CANBERRA: Samsung’s global sponsorship of the Olympic Torch Relay has been overshadowed by pro-Tibetan rallies and violent outbursts around the world, but the Australian subsidiary is calling for peace during the Canberra leg tomorrow.

Crowds of protesters are expected to line the torch’s 16km tour through the nation’s capital on Thursday to denounce the suppression of Tibet’s independence movement and alleged human rights abuses by the Chinese government.

Steel barriers have been erected along the route while half of Canberra’s police force will be on duty to ward off violence, which has marred the torch’s worldwide tour to date.

Negative sentiment towards the torch relay is the last thing Samsung would want, and the company’s Australian director of marketing, Kurt Jovais, is calling on protesters to recognize the torch as a symbol of unity.

"The Olympic Games were founded to bring the global community together, and in doing so, to help promote peace. We hope all parties remember and respect that the Olympic Torch Relay is an expression of this vision, which Samsung is proud to support,” said Jovais in a statement late yesterday.

"Samsung’s involvement in the Beijing 2008 Olympic Games is guided by the recognition of human achievement through sport and we are pleased to be providing essential resources for Australia’s Olympic athletes and the Olympic Games,” he said.

“While we continue to support the rights of all citizens to peacefully express their opinions, we look forward to continuing the relay in South America, Africa, the Middle East and Asia, and to supporting the message of peace and global harmony that the Olympic Torch embodies.”

Samsung yesterday announced dual Olympic swimmer, Matt Welsh, will be one of six torchbearers at tomorrow’s relay.

Welsh said being a torchbearer was a perfect way to wrap up his Olympic career.

“I have always wanted to run with the Olympic Torch but never had the chance,” said Welsh.

“Now I have retired, this opportunity means much more to me as I have the chance to step back from rigorous training schedules and just enjoy the moment.”

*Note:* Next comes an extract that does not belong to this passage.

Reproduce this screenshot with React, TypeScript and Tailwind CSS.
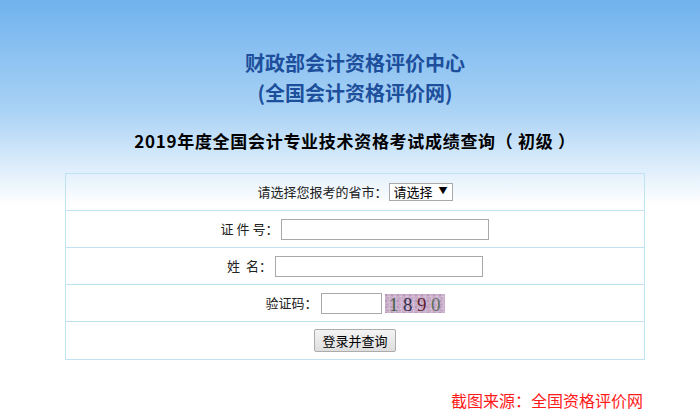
import { FC } from 'react';

const font = { fontFamily: '"Noto Sans CJK SC", "Noto Sans", sans-serif' };

const Row: FC<{ children: React.ReactNode; last?: boolean }> = ({ children, last }) => (
    <div
        className={`flex h-[37px] items-center justify-center border-[#bfe3f3] ${last ? '' : 'border-b'}`}
    >
        {children}
    </div>
);

const Captcha: FC = () => (
    <svg width="60" height="19" viewBox="0 0 60 19" className="ml-[3px]">
        <defs>
            <pattern id="noise" width="6" height="6" patternUnits="userSpaceOnUse">
                <rect width="6" height="6" fill="#cbb0cb" />
                <rect x="0" y="0" width="2" height="2" fill="#b89ab8" />
                <rect x="3" y="2" width="2" height="1" fill="#dcc6dc" />
                <rect x="1" y="4" width="3" height="1" fill="#bfa2c0" />
                <rect x="4" y="4" width="1" height="2" fill="#d8c0d8" />
            </pattern>
        </defs>
        <rect width="60" height="19" fill="url(#noise)" />
        <g fontFamily='"Liberation Serif", serif' fontSize="19">
            <text x="4" y="16.5" fill="#3f6048">1</text>
            <text x="18" y="16.5" fill="#34304f">8</text>
            <text x="32" y="16.5" fill="#5e2233">9</text>
            <text x="46" y="16.5" fill="#5f7062">0</text>
        </g>
    </svg>
);

export default function App() {
    return (
        <div
            className="h-[419px] w-[700px] overflow-hidden bg-[linear-gradient(to_bottom,#70b2ee_0px,#a9d2f5_110px,#ffffff_205px)]"
            style={font}
        >
            <div className="ml-[65px] w-[580px] pt-[48px] text-center">
                <div className="text-[20px] font-bold leading-[30px] text-[#1d4f9c]">
                    <div>财政部会计资格评价中心</div>
                    <div>(全国会计资格评价网)</div>
                </div>
                <div className="mt-[21px] text-[17px] font-bold leading-[24px] tracking-[0.7px] text-black">
                    2019年度全国会计专业技术资格考试成绩查询（ 初级 ）
                </div>

                <div className="mt-[20px] border border-[#bfe3f3] text-[13px] text-[#222]">
                    <Row>
                        <span>请选择您报考的省市：</span>
                        <div className="relative ml-[1px]">
                            <select className="h-[18px] w-[64px] appearance-none border border-[#a9a9a9] bg-white pl-[4px] text-[13px] leading-[16px] text-black outline-none">
                                <option>请选择</option>
                            </select>
                            <span className="pointer-events-none absolute right-[5px] top-[1px] text-[9px] leading-[16px] text-black">
                                ▼
                            </span>
                        </div>
                    </Row>
                    <Row>
                        <span className="mr-[3px]">证 件 号：</span>
                        <input className="h-[21px] w-[208px] border border-[#a9a9a9] bg-white outline-none" />
                    </Row>
                    <Row>
                        <span className="mr-[3px]">姓&nbsp;&nbsp;名：</span>
                        <input className="h-[21px] w-[208px] border border-[#a9a9a9] bg-white outline-none" />
                    </Row>
                    <Row>
                        <span className="mr-[3px]">验证码：</span>
                        <input className="h-[21px] w-[61px] border border-[#a9a9a9] bg-white outline-none" />
                        <Captcha />
                    </Row>
                    <Row last>
                        <button className="h-[23px] w-[82px] rounded-[2px] border border-[#acacac] bg-[linear-gradient(to_bottom,#f4f4f4,#dedede)] text-[13px] leading-[20px] text-black">
                            登录并查询
                        </button>
                    </Row>
                </div>

                <div className="mt-[28px] pr-[2px] text-right text-[16px] leading-[24px] text-[#ff1a1a]">
                    截图来源：全国资格评价网
                </div>
            </div>
        </div>
    );
}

Other bearers were selected for their community service record and include Neighbour Day founder, Andrew Heslop; Trooper Andrew Behrndt, ASLAV crewman, 2nd Cavalry Regiment; Janelle White, NSW Ambulance paramedic; Sophie Bowen, student of Notre Dame University; and, Aaron Fleming, New Zealand torchbearer.

However, Australian of the Year, Lin Hatfield Dodds, pulled out of the relay Tuesday citing concerns over China’s human rights record.